Task statement:
For the listing below, give the number of lines in which "this" occurs. Add nothing.

Data supplied:

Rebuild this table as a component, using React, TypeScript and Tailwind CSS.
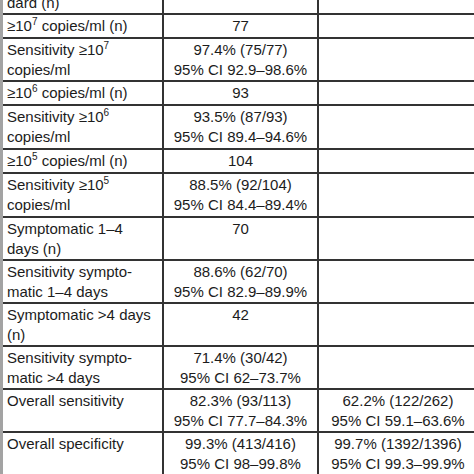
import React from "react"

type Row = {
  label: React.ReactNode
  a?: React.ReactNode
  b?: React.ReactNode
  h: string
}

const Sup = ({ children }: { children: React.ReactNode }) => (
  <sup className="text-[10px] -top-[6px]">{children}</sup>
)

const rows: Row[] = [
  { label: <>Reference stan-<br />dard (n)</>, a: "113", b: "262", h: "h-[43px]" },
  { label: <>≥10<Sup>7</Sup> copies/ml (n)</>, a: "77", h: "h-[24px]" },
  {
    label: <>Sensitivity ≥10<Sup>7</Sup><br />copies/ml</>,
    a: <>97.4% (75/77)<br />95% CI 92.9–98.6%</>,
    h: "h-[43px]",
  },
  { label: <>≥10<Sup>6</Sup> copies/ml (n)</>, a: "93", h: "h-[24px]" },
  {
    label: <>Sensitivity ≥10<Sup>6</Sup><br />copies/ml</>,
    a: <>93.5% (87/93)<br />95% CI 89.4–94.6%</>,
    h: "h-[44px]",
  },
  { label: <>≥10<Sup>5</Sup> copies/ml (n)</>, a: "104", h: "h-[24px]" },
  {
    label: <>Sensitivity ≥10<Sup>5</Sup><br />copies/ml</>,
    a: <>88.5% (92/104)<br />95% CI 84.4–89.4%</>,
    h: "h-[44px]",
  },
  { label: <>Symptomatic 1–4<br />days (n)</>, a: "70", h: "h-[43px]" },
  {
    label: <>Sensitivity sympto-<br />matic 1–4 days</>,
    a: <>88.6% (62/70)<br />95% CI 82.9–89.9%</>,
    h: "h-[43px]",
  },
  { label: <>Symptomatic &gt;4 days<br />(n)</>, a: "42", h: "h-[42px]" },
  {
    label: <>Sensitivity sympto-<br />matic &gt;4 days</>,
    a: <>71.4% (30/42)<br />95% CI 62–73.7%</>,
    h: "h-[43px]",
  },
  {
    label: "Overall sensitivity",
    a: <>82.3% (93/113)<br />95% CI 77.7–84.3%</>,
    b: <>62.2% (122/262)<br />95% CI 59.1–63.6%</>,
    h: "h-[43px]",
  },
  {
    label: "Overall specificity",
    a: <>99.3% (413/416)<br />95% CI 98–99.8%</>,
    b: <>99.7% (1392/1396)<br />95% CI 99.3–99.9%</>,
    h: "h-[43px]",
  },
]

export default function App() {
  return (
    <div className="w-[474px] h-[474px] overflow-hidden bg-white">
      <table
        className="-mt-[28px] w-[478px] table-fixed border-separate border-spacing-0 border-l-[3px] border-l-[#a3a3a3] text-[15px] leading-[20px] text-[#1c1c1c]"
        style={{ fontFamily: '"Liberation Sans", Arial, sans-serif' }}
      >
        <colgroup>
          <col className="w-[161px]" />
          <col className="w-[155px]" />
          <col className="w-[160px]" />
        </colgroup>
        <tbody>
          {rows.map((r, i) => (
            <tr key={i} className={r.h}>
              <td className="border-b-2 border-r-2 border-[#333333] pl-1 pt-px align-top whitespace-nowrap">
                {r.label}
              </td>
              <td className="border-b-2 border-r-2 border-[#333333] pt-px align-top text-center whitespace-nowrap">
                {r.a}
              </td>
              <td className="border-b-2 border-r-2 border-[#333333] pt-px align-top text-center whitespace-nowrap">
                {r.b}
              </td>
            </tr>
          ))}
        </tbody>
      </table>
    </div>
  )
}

...

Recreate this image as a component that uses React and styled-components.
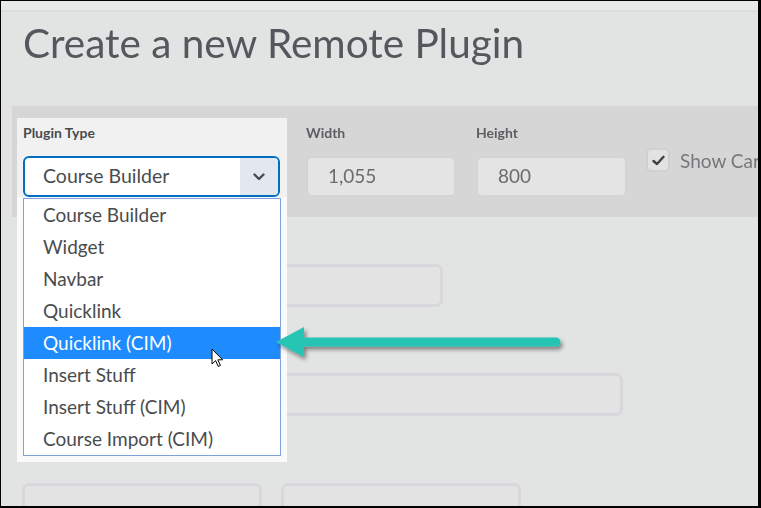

Result:
2